A Best-of-Both-Worlds Algorithm for Constrained MDPs with Long-Term Constraints
Jacopo Germano, Francesco Emanuele Stradi, Gianmarco Genalti, Matteo Castiglioni, Alberto Marchesi, Nicola Gatti
TL;DR
This paper addresses online learning in episodic CMDPs with long-term constraints under both stochastic and adversarial reward/constraint settings. It introduces a best-of-both-worlds primal-dual framework (PDGD-OPS) that uses a primal occupancy-measure learner and a dual multiplier learner, without assuming knowledge of the transition dynamics or the margin parameter $\rho$. When constraints are stochastic and Slater-type conditions hold, it achieves $\tilde{\mathcal{O}}(\sqrt{T})$ regret and constraint violation; in general it attains $\tilde{\mathcal{O}}(T^{3/4})$ bounds, and in adversarial constraint settings it provides no-$\alpha$-regret with $\alpha=\frac{\rho}{L+\rho}$ with sublinear violation.
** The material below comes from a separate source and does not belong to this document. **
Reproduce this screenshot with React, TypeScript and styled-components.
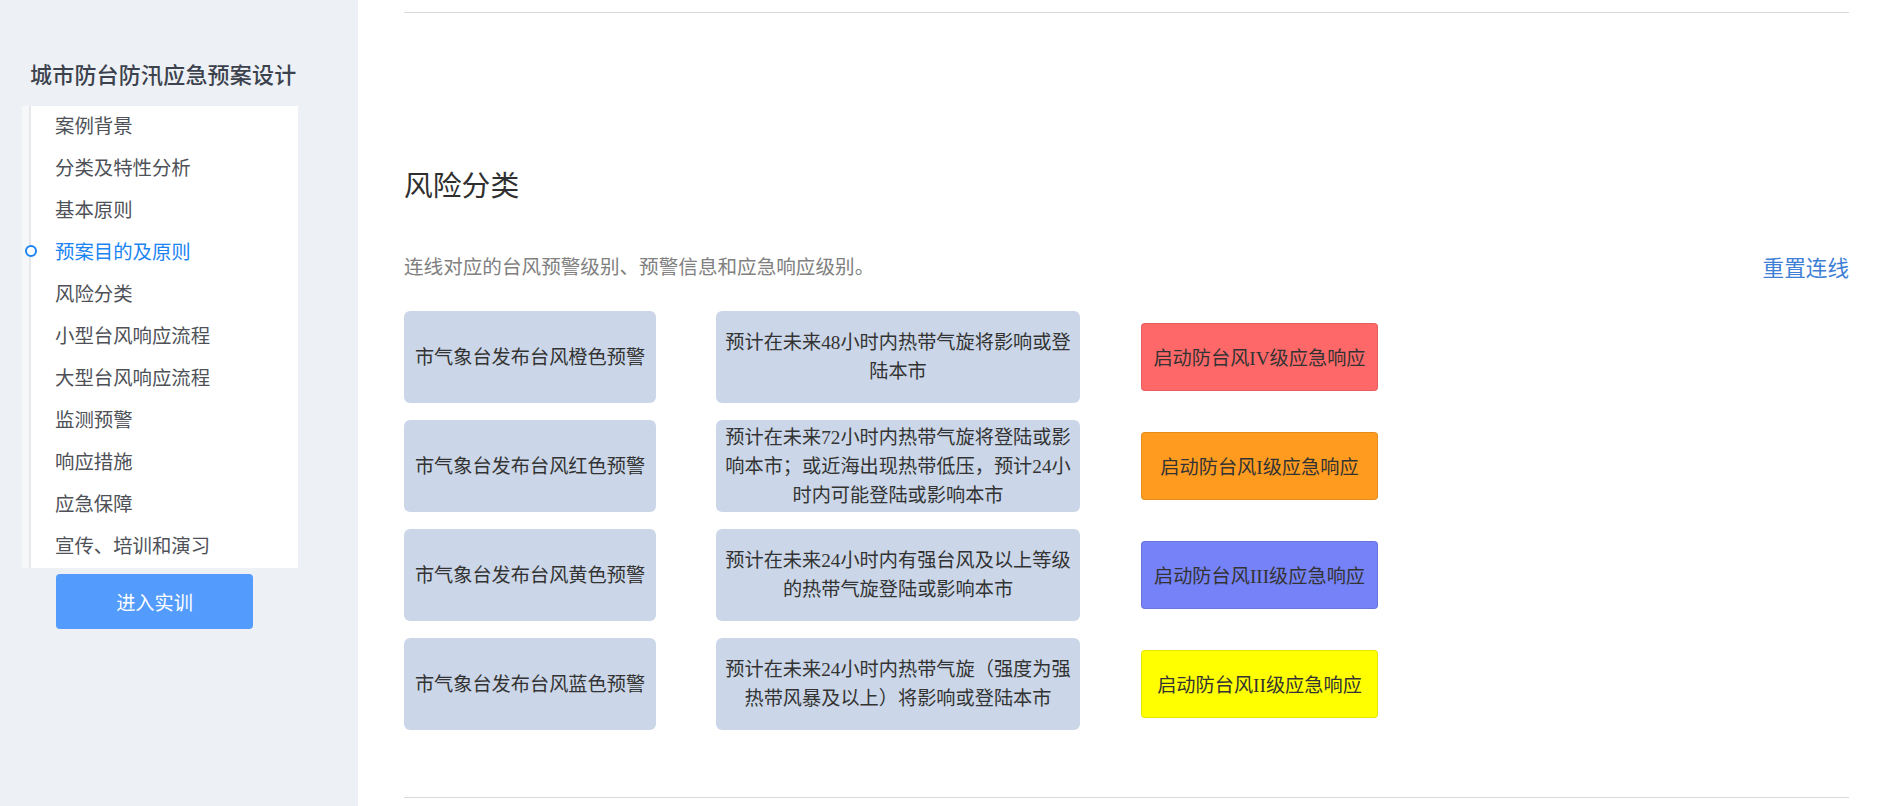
import React from 'react';
import styled, { createGlobalStyle } from 'styled-components';

const GlobalStyle = createGlobalStyle`
  html, body {
    margin: 0;
    padding: 0;
    background: #ffffff;
  }
  * {
    box-sizing: border-box;
  }
`;

const SERIF = `"Liberation Serif", "Noto Sans CJK SC", serif`;
const SANS = `"Noto Sans CJK SC", "Noto Sans", sans-serif`;

const Page = styled.div`
  display: flex;
  width: 100%;
  height: 100vh;
  overflow: hidden;
`;

const Sidebar = styled.aside`
  flex: 0 0 358px;
  background-color: #edf1f5;
  padding-top: 58px;
  display: flex;
  flex-direction: column;
`;

const SideTitle = styled.h2`
  margin: 0 0 18px 30px;
  font-family: ${SANS};
  font-size: 22px;
  line-height: 30px;
  font-weight: 500;
  color: #3c424d;
  letter-spacing: 0.2px;
`;

const MenuBox = styled.div`
  margin-left: 22px;
  width: 276px;
  background-color: #ffffff;
  display: flex;
`;

const InkRail = styled.div`
  flex: 0 0 9px;
  background-color: #f6f7f9;
  border-right: 2px solid #e6e8eb;
`;

const MenuList = styled.ul`
  list-style: none;
  margin: 0;
  padding: 0 0 0 24px;
  flex: 1;
`;

const MenuItem = styled.li<{ $active?: boolean }>`
  position: relative;
  height: 42px;
  line-height: 38px;
  font-family: ${SANS};
  font-size: 19.4px;
  color: ${(p) => (p.$active ? '#1b84f2' : '#4e5157')};
  white-space: nowrap;
`;

const InkDot = styled.span`
  position: absolute;
  left: -30px;
  top: 19px;
  width: 12px;
  height: 12px;
  margin-top: -6px;
  border-radius: 50%;
  border: 2.5px solid #1b84f2;
  background-color: #ffffff;
`;

const TrainButton = styled.button`
  margin: 6px 0 0 56px;
  width: 197px;
  height: 55px;
  border: none;
  border-radius: 4px;
  background-color: #539cfd;
  color: #ffffff;
  font-family: ${SERIF};
  font-size: 19.2px;
  cursor: pointer;
`;

const Main = styled.main`
  flex: 1;
  padding: 12px 32px 0 46px;
  display: flex;
  flex-direction: column;
`;

const Divider = styled.div<{ $top?: number }>`
  height: 1px;
  margin-top: ${(p) => p.$top ?? 0}px;
  background-color: #d9d9d9;
`;

const SectionTitle = styled.h1`
  margin: 153px 0 0 0;
  font-family: ${SERIF};
  font-size: 28.8px;
  line-height: 40px;
  font-weight: normal;
  color: #2f2f2f;
`;

const HintRow = styled.div`
  margin-top: 44px;
  display: flex;
  justify-content: space-between;
  align-items: center;
  height: 30px;
`;

const Hint = styled.p`
  margin: 0;
  font-family: ${SERIF};
  font-size: 19.6px;
  color: #808080;
`;

const ResetLink = styled.a`
  font-family: ${SERIF};
  font-size: 21.6px;
  color: #3f80d6;
  cursor: pointer;
  margin-top: 3px;
`;

const Board = styled.div`
  margin-top: 31px;
  display: flex;
  flex-direction: column;
  gap: 17px;
`;

const MatchRow = styled.div`
  display: flex;
  align-items: center;
  height: 92px;
`;

const InfoCard = styled.div<{ $width: number; $gap: number }>`
  flex: 0 0 ${(p) => p.$width}px;
  height: 92px;
  margin-right: ${(p) => p.$gap}px;
  padding: 0 8px;
  border-radius: 6px;
  background-color: #cbd7e8;
  display: flex;
  align-items: center;
  justify-content: center;
  text-align: center;
  font-family: ${SERIF};
  font-size: 19.2px;
  line-height: 29px;
  color: #333333;
`;

const LevelCard = styled.div<{ $color: string }>`
  flex: 0 0 237px;
  height: 68px;
  border-radius: 4px;
  border: 1px solid rgba(0, 0, 0, 0.1);
  background-color: ${(p) => p.$color};
  display: flex;
  align-items: center;
  justify-content: center;
  font-family: ${SERIF};
  font-size: 19.2px;
  color: #333333;
  white-space: nowrap;
`;

const menu = [
  '案例背景',
  '分类及特性分析',
  '基本原则',
  '预案目的及原则',
  '风险分类',
  '小型台风响应流程',
  '大型台风响应流程',
  '监测预警',
  '响应措施',
  '应急保障',
  '宣传、培训和演习',
];

const rows = [
  {
    warning: '市气象台发布台风橙色预警',
    info: '预计在未来48小时内热带气旋将影响或登陆本市',
    level: '启动防台风IV级应急响应',
    color: '#ff6868',
  },
  {
    warning: '市气象台发布台风红色预警',
    info: '预计在未来72小时内热带气旋将登陆或影响本市；或近海出现热带低压，预计24小时内可能登陆或影响本市',
    level: '启动防台风I级应急响应',
    color: '#ff9b1f',
  },
  {
    warning: '市气象台发布台风黄色预警',
    info: '预计在未来24小时内有强台风及以上等级的热带气旋登陆或影响本市',
    level: '启动防台风III级应急响应',
    color: '#7682f7',
  },
  {
    warning: '市气象台发布台风蓝色预警',
    info: '预计在未来24小时内热带气旋（强度为强热带风暴及以上）将影响或登陆本市',
    level: '启动防台风II级应急响应',
    color: '#ffff00',
  },
];

const App: React.FC = () => {
  const activeIndex = 3;

  return (
    <>
      <GlobalStyle />
      <Page>
        <Sidebar>
          <SideTitle>城市防台防汛应急预案设计</SideTitle>
          <MenuBox>
            <InkRail />
            <MenuList>
              {menu.map((item, i) => (
                <MenuItem key={item} $active={i === activeIndex}>
                  {i === activeIndex && <InkDot />}
                  {item}
                </MenuItem>
              ))}
            </MenuList>
          </MenuBox>
          <TrainButton>进入实训</TrainButton>
        </Sidebar>

        <Main>
          <Divider />
          <SectionTitle>风险分类</SectionTitle>
          <HintRow>
            <Hint>连线对应的台风预警级别、预警信息和应急响应级别。</Hint>
            <ResetLink>重置连线</ResetLink>
          </HintRow>
          <Board>
            {rows.map((row) => (
              <MatchRow key={row.warning}>
                <InfoCard $width={252} $gap={60}>{row.warning}</InfoCard>
                <InfoCard $width={364} $gap={61}>{row.info}</InfoCard>
                <LevelCard $color={row.color}>{row.level}</LevelCard>
              </MatchRow>
            ))}
          </Board>
          <Divider $top={67} />
        </Main>
      </Page>
    </>
  );
};

export default App;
A key technical contribution is the no-interval regret property that bounds dual variables and enables learning without knowledge of the margin, enabling practical applicability to real-world constrained RL tasks.
Abstract
We study online learning in episodic constrained Markov decision processes (CMDPs), where the learner aims at collecting as much reward as possible over the episodes, while satisfying some long-term constraints during the learning process. Rewards and constraints can be selected either stochastically or adversarially, and the transition function is not known to the learner. While online learning in classical (unconstrained) MDPs has received considerable attention over the last years, the setting of CMDPs is still largely unexplored. This is surprising, since in real-world applications, such as, e.g., autonomous driving, automated bidding, and recommender systems, there are usually additional constraints and specifications that an agent has to obey during the learning process. In this paper, we provide the first best-of-both-worlds algorithm for CMDPs with long-term constraints, in the flavor of Balseiro et al. (2023). Our algorithm is capable of handling settings in which rewards and constraints are selected either stochastically or adversarially, without requiring any knowledge of the underling process. Moreover, our algorithm matches state-of-the-art regret and constraint violation bounds for settings in which constraints are selected stochastically, while it is the first to provide guarantees in the case in which they are chosen adversarially.